**Dataset rows**
▽

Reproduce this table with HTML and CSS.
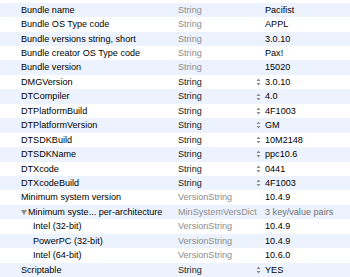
FILE: index.html
```html
<!DOCTYPE html>
<html lang="en">
<head>
  <meta charset="UTF-8" />
  <title>Info.plist</title>
  <link rel="stylesheet" href="styles.css">
</head>
<body>
  <div class="plist">

    <div class="row"><span class="key">Bundle name</span><span class="type dim">String</span><span class="step"></span><span class="val">Pacifist</span></div>
    <div class="row"><span class="key">Bundle OS Type code</span><span class="type dim">String</span><span class="step"></span><span class="val">APPL</span></div>
    <div class="row"><span class="key">Bundle versions string, short</span><span class="type dim">String</span><span class="step"></span><span class="val">3.0.10</span></div>
    <div class="row"><span class="key">Bundle creator OS Type code</span><span class="type dim">String</span><span class="step"></span><span class="val">Pax!</span></div>
    <div class="row"><span class="key">Bundle version</span><span class="type dim">String</span><span class="step"></span><span class="val">15020</span></div>

    <!-- editable entries get the stepper -->
    <div class="row"><span class="key">DMGVersion</span><span class="type">String</span><span class="step"><svg width="5" height="8" viewBox="0 0 5 8"><path d="M2.5 0.5L4.5 3H0.5Z M2.5 7.5L4.5 5H0.5Z"/></svg></span><span class="val">3.0.10</span></div>
    <div class="row"><span class="key">DTCompiler</span><span class="type">String</span><span class="step"><svg width="5" height="8" viewBox="0 0 5 8"><path d="M2.5 0.5L4.5 3H0.5Z M2.5 7.5L4.5 5H0.5Z"/></svg></span><span class="val">4.0</span></div>
    <div class="row"><span class="key">DTPlatformBuild</span><span class="type">String</span><span class="step"><svg width="5" height="8" viewBox="0 0 5 8"><path d="M2.5 0.5L4.5 3H0.5Z M2.5 7.5L4.5 5H0.5Z"/></svg></span><span class="val">4F1003</span></div>
    <div class="row"><span class="key">DTPlatformVersion</span><span class="type">String</span><span class="step"><svg width="5" height="8" viewBox="0 0 5 8"><path d="M2.5 0.5L4.5 3H0.5Z M2.5 7.5L4.5 5H0.5Z"/></svg></span><span class="val">GM</span></div>
    <div class="row"><span class="key">DTSDKBuild</span><span class="type">String</span><span class="step"><svg width="5" height="8" viewBox="0 0 5 8"><path d="M2.5 0.5L4.5 3H0.5Z M2.5 7.5L4.5 5H0.5Z"/></svg></span><span class="val">10M2148</span></div>
    <div class="row"><span class="key">DTSDKName</span><span class="type">String</span><span class="step"><svg width="5" height="8" viewBox="0 0 5 8"><path d="M2.5 0.5L4.5 3H0.5Z M2.5 7.5L4.5 5H0.5Z"/></svg></span><span class="val">ppc10.6</span></div>
    <div class="row"><span class="key">DTXcode</span><span class="type">String</span><span class="step"><svg width="5" height="8" viewBox="0 0 5 8"><path d="M2.5 0.5L4.5 3H0.5Z M2.5 7.5L4.5 5H0.5Z"/></svg></span><span class="val">0441</span></div>
    <div class="row"><span class="key">DTXcodeBuild</span><span class="type">String</span><span class="step"><svg width="5" height="8" viewBox="0 0 5 8"><path d="M2.5 0.5L4.5 3H0.5Z M2.5 7.5L4.5 5H0.5Z"/></svg></span><span class="val">4F1003</span></div>

    <div class="row"><span class="key">Minimum system version</span><span class="type dim">VersionString</span><span class="step"></span><span class="val">10.4.9</span></div>
    <div class="row"><span class="key open"><svg class="tri" width="6" height="5" viewBox="0 0 6 5"><path d="M0 0H6L3 5Z"/></svg>Minimum syste... per-architecture</span><span class="type dim">MinSystemVersDict</span><span class="step"></span><span class="val dim">3 key/value pairs</span></div>
    <div class="row"><span class="key child">Intel (32-bit)</span><span class="type dim">VersionString</span><span class="step"></span><span class="val">10.4.9</span></div>
    <div class="row"><span class="key child">PowerPC (32-bit)</span><span class="type dim">VersionString</span><span class="step"></span><span class="val">10.4.9</span></div>
    <div class="row"><span class="key child">Intel (64-bit)</span><span class="type dim">VersionString</span><span class="step"></span><span class="val">10.6.0</span></div>

    <div class="row"><span class="key">Scriptable</span><span class="type">String</span><span class="step"><svg width="5" height="8" viewBox="0 0 5 8"><path d="M2.5 0.5L4.5 3H0.5Z M2.5 7.5L4.5 5H0.5Z"/></svg></span><span class="val">YES</span></div>

  </div>
</body>
</html>
```

FILE: styles.css
```css
*{box-sizing:border-box}
body{
  margin:0;
  background:#fff;
  color:#000;
  font-family:'Liberation Sans',Arial,sans-serif;
  font-size:9.1px;
}
.plist{padding-top:2.7px;overflow:hidden;height:277px}

.row{
  display:grid;
  grid-template-columns:178px 77px 10px 1fr;
  align-items:center;
  height:14.45px;
  line-height:14.45px;
  white-space:nowrap;
}
.row:nth-child(odd){background:#edf3fe}

.key{padding-left:21px;overflow:hidden}
.key.open{padding-left:21px;display:flex;align-items:center}
.key.child{padding-left:33px}
.tri{fill:#8a8a8a;margin-right:1px;flex-shrink:0}

.type{color:#1a1a1a}
.dim{color:#8c8c8c}
.val.dim{color:#6e6e6e}

.step{display:flex;align-items:center;padding-left:1px}
.step svg{fill:#8e8e8e}
```
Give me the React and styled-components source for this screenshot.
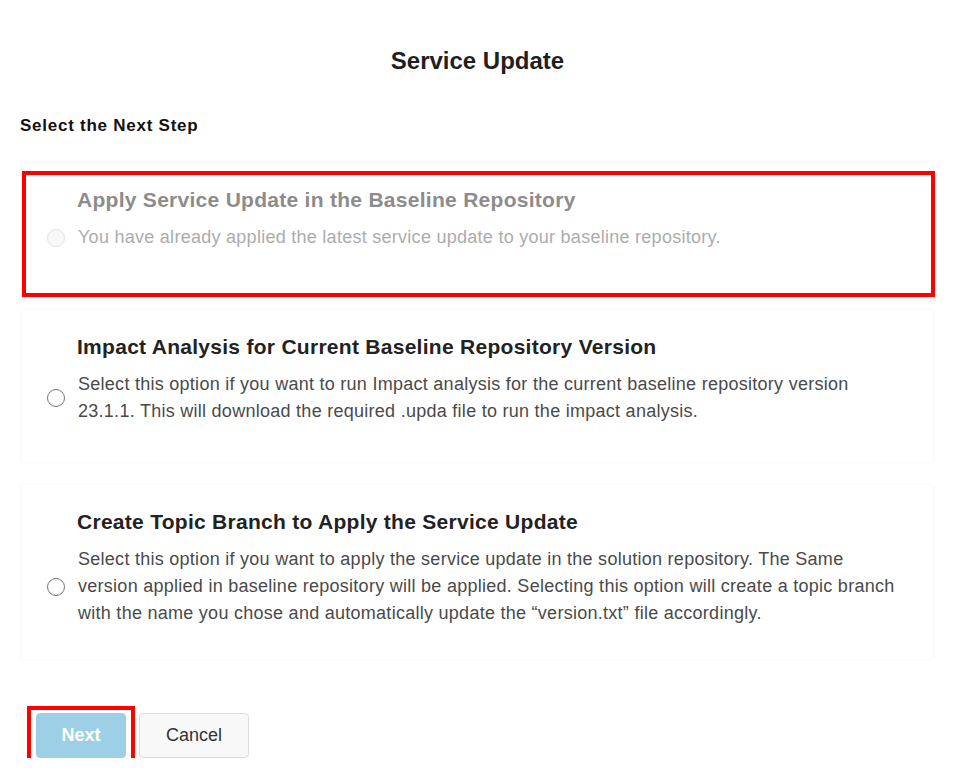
import React, { useState } from 'react';
import styled, { createGlobalStyle } from 'styled-components';

const GlobalStyle = createGlobalStyle`
  body {
    margin: 0;
    background: #fff;
    font-family: 'Liberation Sans', Arial, sans-serif;
    color: #222;
  }
`;

const Page = styled.div`
  padding: 0 23px 0 22px;
`;

const Heading = styled.h1`
  margin: 47px 0 0;
  font-size: 24px;
  line-height: 28px;
  font-weight: bold;
  text-align: center;
  color: #1f1f1f;
`;

const StepLabel = styled.h2`
  margin: 40px 0 0 -2px;
  font-size: 17px;
  line-height: 21px;
  font-weight: bold;
  letter-spacing: 0.75px;
  color: #111;
`;

const OptionList = styled.div`
  display: flex;
  flex-direction: column;
  margin-top: 27px;
`;

const Card = styled.div`
  position: relative;
  background: #fff;
  box-shadow: 0 0 4px rgba(0, 0, 0, 0.06);
  padding: 25px 32px ${(p) => p.$bottom}px 25px;
  margin-bottom: ${(p) => p.$gap}px;
  cursor: ${(p) => (p.$disabled ? 'default' : 'pointer')};
`;

const Highlight = styled.div`
  position: absolute;
  top: 8px;
  left: 0;
  right: -2px;
  bottom: 3px;
  border: 4px solid #ff0000;
  pointer-events: none;
`;

const Title = styled.div`
  margin-left: 30px;
  font-size: 21px;
  line-height: 24px;
  font-weight: bold;
  letter-spacing: 0.28px;
  color: ${(p) => (p.$disabled ? '#8c8c8c' : '#222')};
`;

const Row = styled.div`
  display: flex;
  align-items: center;
  gap: 13px;
  margin-top: 12px;
`;

const Radio = styled.span`
  flex: none;
  width: 16px;
  height: 16px;
  border-radius: 50%;
  border: 1px solid ${(p) => (p.$disabled ? '#e2e2e2' : '#777')};
  background: ${(p) => (p.$disabled ? '#f8f8f8' : '#fff')};
  display: flex;
  align-items: center;
  justify-content: center;

  &::after {
    content: '';
    width: 8px;
    height: 8px;
    border-radius: 50%;
    background: ${(p) => (p.$checked ? '#0a7cc1' : 'transparent')};
  }
`;

const Description = styled.div`
  font-size: 18px;
  line-height: 27px;
  letter-spacing: 0.27px;
  color: ${(p) => (p.$disabled ? '#acacac' : '#4a4a4a')};
`;

const Actions = styled.div`
  display: flex;
  gap: 13px;
  margin: 54px 0 0 14px;
`;

const ButtonWrap = styled.div`
  position: relative;

  ${(p) =>
    p.$marked &&
    `&::after {
      content: '';
      position: absolute;
      top: -7px;
      bottom: -8px;
      left: -9px;
      right: -9px;
      border: 4px solid #ff0000;
      pointer-events: none;
    }`}
`;

const Button = styled.button`
  height: 45px;
  border-radius: 4px;
  font-family: 'Liberation Sans', Arial, sans-serif;
  font-size: 18px;
  padding: 0;
  width: ${(p) => (p.$primary ? 90 : 110)}px;
  border: 1px solid ${(p) => (p.$primary ? '#9dd0e6' : '#dcdcdc')};
  background: ${(p) => (p.$primary ? '#9dd0e6' : '#f8f8f8')};
  color: ${(p) => (p.$primary ? '#fff' : '#333')};
  font-weight: ${(p) => (p.$primary ? 'bold' : 'normal')};
  cursor: ${(p) => (p.$primary ? 'default' : 'pointer')};
`;

const options = [
  {
    id: 'apply',
    title: 'Apply Service Update in the Baseline Repository',
    text: 'You have already applied the latest service update to your baseline repository.',
    disabled: true,
    bottom: 49,
    gap: 10,
  },
  {
    id: 'impact',
    title: 'Impact Analysis for Current Baseline Repository Version',
    text: 'Select this option if you want to run Impact analysis for the current baseline repository version 23.1.1. This will download the required .upda file to run the impact analysis.',
    bottom: 37,
    gap: 23,
  },
  {
    id: 'branch',
    title: 'Create Topic Branch to Apply the Service Update',
    text: 'Select this option if you want to apply the service update in the solution repository. The Same version applied in baseline repository will be applied. Selecting this option will create a topic branch with the name you chose and automatically update the \u201cversion.txt\u201d file accordingly.',
    bottom: 32,
    gap: 0,
  },
];

const App = () => {
  const [selected, setSelected] = useState('');

  return (
    <Page>
      <GlobalStyle />
      <Heading>Service Update</Heading>
      <StepLabel>Select the Next Step</StepLabel>
      <OptionList>
        {options.map((opt) => (
          <Card
            key={opt.id}
            $bottom={opt.bottom}
            $gap={opt.gap}
            $disabled={opt.disabled}
            onClick={() => !opt.disabled && setSelected(opt.id)}
          >
            <Title $disabled={opt.disabled}>{opt.title}</Title>
            <Row>
              <Radio $disabled={opt.disabled} $checked={selected === opt.id} />
              <Description $disabled={opt.disabled}>{opt.text}</Description>
            </Row>
            {opt.disabled && <Highlight />}
          </Card>
        ))}
      </OptionList>
      <Actions>
        <ButtonWrap $marked>
          <Button $primary disabled={!selected}>Next</Button>
        </ButtonWrap>
        <ButtonWrap>
          <Button>Cancel</Button>
        </ButtonWrap>
      </Actions>
    </Page>
  );
};

export default App;
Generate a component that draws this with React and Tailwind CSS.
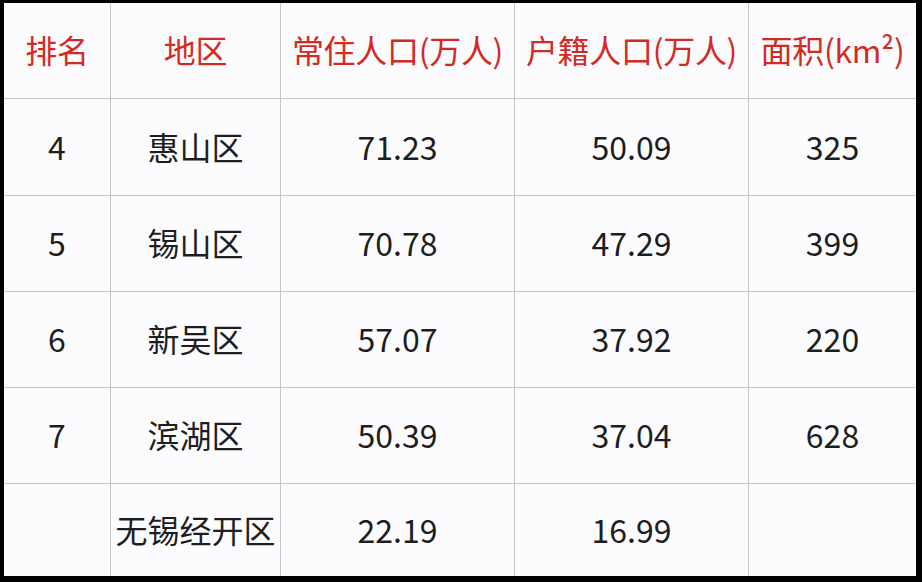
import React from "react";

const header = ["排名", "地区", "常住人口(万人)", "户籍人口(万人)", "面积(km²)"];

const rows = [
  ["4", "惠山区", "71.23", "50.09", "325"],
  ["5", "锡山区", "70.78", "47.29", "399"],
  ["6", "新吴区", "57.07", "37.92", "220"],
  ["7", "滨湖区", "50.39", "37.04", "628"],
  ["", "无锡经开区", "22.19", "16.99", ""],
];

const font = {
  fontFamily: '"Noto Sans CJK SC", "Noto Sans", sans-serif',
};

export default function App() {
  return (
    <div className="w-[922px] h-[582px] bg-white" style={font}>
      <div className="w-full h-full border-black border-t-[3px] border-l-[4px] border-r-[6px] border-b-[6px]">
        <div className="grid grid-cols-[106px_169px_233px_233px_167px] grid-rows-[95px_96px_95px_95px_95px_92px] gap-px bg-[#c6c6c8] h-full">
          {header.map((h, i) => (
            <div
              key={i}
              className="bg-[#fcfcfe] flex items-center justify-center pb-[3px] text-[32px] text-[#d42a24] tracking-[-0.3px]"
            >
              {h}
            </div>
          ))}
          {rows.map((r, ri) =>
            r.map((c, ci) => (
              <div
                key={ri + "-" + ci}
                className="bg-[#fcfcfe] flex items-center justify-center pb-[3px] text-[32px] text-[#1e1e1e]"
              >
                {c}
              </div>
            ))
          )}
        </div>
      </div>
    </div>
  );
}
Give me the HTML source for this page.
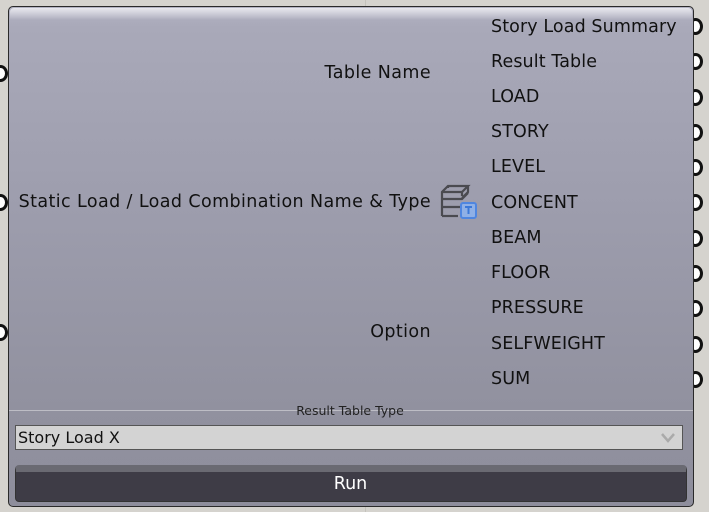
<!DOCTYPE html>
<html><head><style>
body{margin:0;width:709px;height:512px;overflow:hidden;background:#d5d3ce;font-family:"DejaVu Sans","Noto Sans CJK KR",sans-serif;position:relative}
.grid{position:absolute;background:#c4c2bc}
.panel{position:absolute;left:8px;top:6px;width:686px;height:501px;border:1.5px solid #2a2a2a;border-radius:5px;background:linear-gradient(#b3b3c3 0px,#a9a9b9 20px,#9d9dad 200px,#91919f 400px,#8e8e9c 500px);box-sizing:border-box}
.hl{position:absolute;left:10px;top:8px;width:682px;height:12px;background:linear-gradient(#e8e8ee,rgba(200,200,212,0));border-radius:4px 4px 0 0}
.t{position:absolute;font-size:17.5px;color:#111;white-space:nowrap;line-height:20px}
.r{right:278px;text-align:right;letter-spacing:0.4px}
.o{left:491px;letter-spacing:0.1px}
.port{position:absolute;width:9px;height:11px;border:3px solid #111;border-radius:50%;background:#fff}
</style></head><body>
<div class="grid" style="left:365px;top:0;width:1px;height:512px"></div>
<div class="port" style="left:-7px;top:65px"></div>
<div class="port" style="left:-7px;top:194px"></div>
<div class="port" style="left:-7px;top:324px"></div>
<div class="port" style="left:688px;top:18px"></div>
<div class="port" style="left:688px;top:53px"></div>
<div class="port" style="left:688px;top:89px"></div>
<div class="port" style="left:688px;top:124px"></div>
<div class="port" style="left:688px;top:159px"></div>
<div class="port" style="left:688px;top:194px"></div>
<div class="port" style="left:688px;top:230px"></div>
<div class="port" style="left:688px;top:265px"></div>
<div class="port" style="left:688px;top:300px"></div>
<div class="port" style="left:688px;top:336px"></div>
<div class="port" style="left:688px;top:371px"></div>
<div class="panel"></div>
<div class="hl"></div>
<div class="t r" style="top:63px">Table Name</div>
<div class="t r" style="top:192px">Static Load / Load Combination Name &amp; Type</div>
<div class="t r" style="top:322px">Option</div>
<div class="t o" style="top:17px">Story Load Summary</div>
<div class="t o" style="top:52px">Result Table</div>
<div class="t o" style="top:87px">LOAD</div>
<div class="t o" style="top:122px">STORY</div>
<div class="t o" style="top:157px">LEVEL</div>
<div class="t o" style="top:193px">CONCENT</div>
<div class="t o" style="top:228px">BEAM</div>
<div class="t o" style="top:263px">FLOOR</div>
<div class="t o" style="top:298px">PRESSURE</div>
<div class="t o" style="top:334px">SELFWEIGHT</div>
<div class="t o" style="top:369px">SUM</div>
<svg style="position:absolute;left:438px;top:182px" width="42" height="42" viewBox="0 0 42 42">
<g fill="none" stroke="#4a4a50" stroke-width="2.2">
<path d="M4 34V10L10 4H30L24 10H4M24 10V14M30 4V10L24 16"/>
<path d="M4 17H24L30 11M4 25H22M10 4V6"/>
<path d="M4 34H20"/>
</g>
<rect x="23" y="21" width="15" height="15" rx="2" fill="#8fb0e6" stroke="#4f86e0" stroke-width="2"/>
<path d="M27 25H34M30.5 25V32" stroke="#3b78d8" stroke-width="2"/>
</svg>
<div style="position:absolute;left:9px;top:410px;width:684px;height:1px;background:#bdbdc5"></div>
<div class="t" style="left:0;width:700px;text-align:center;top:401px;font-size:12.5px;color:#222">Result Table Type</div>
<div style="position:absolute;left:15px;top:425px;width:668px;height:25px;background:#d3d3d3;border:1px solid #555;box-sizing:border-box"></div>
<div class="t" style="left:18px;top:428px;font-size:16px">Story Load X</div>
<svg style="position:absolute;left:660px;top:432px" width="16" height="12"><path d="M2 2L8 9L14 2" fill="none" stroke="#aaa" stroke-width="2.5"/></svg>
<div style="position:absolute;left:15px;top:465px;width:672px;height:37px;background:#3e3c46;border:1px solid #333;border-radius:4px;box-sizing:border-box;border-top:7px solid #6a6a72"></div>
<div class="t" style="left:0;width:701px;text-align:center;top:474px;color:#fff;font-size:17.5px">Run</div>
</body></html>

△

**Problem**
Wherever a line in the data above holds "source", copy that line.

**Full output**
Give me the React and styled-components source for this screenshot.
Give me the HTML source for this page.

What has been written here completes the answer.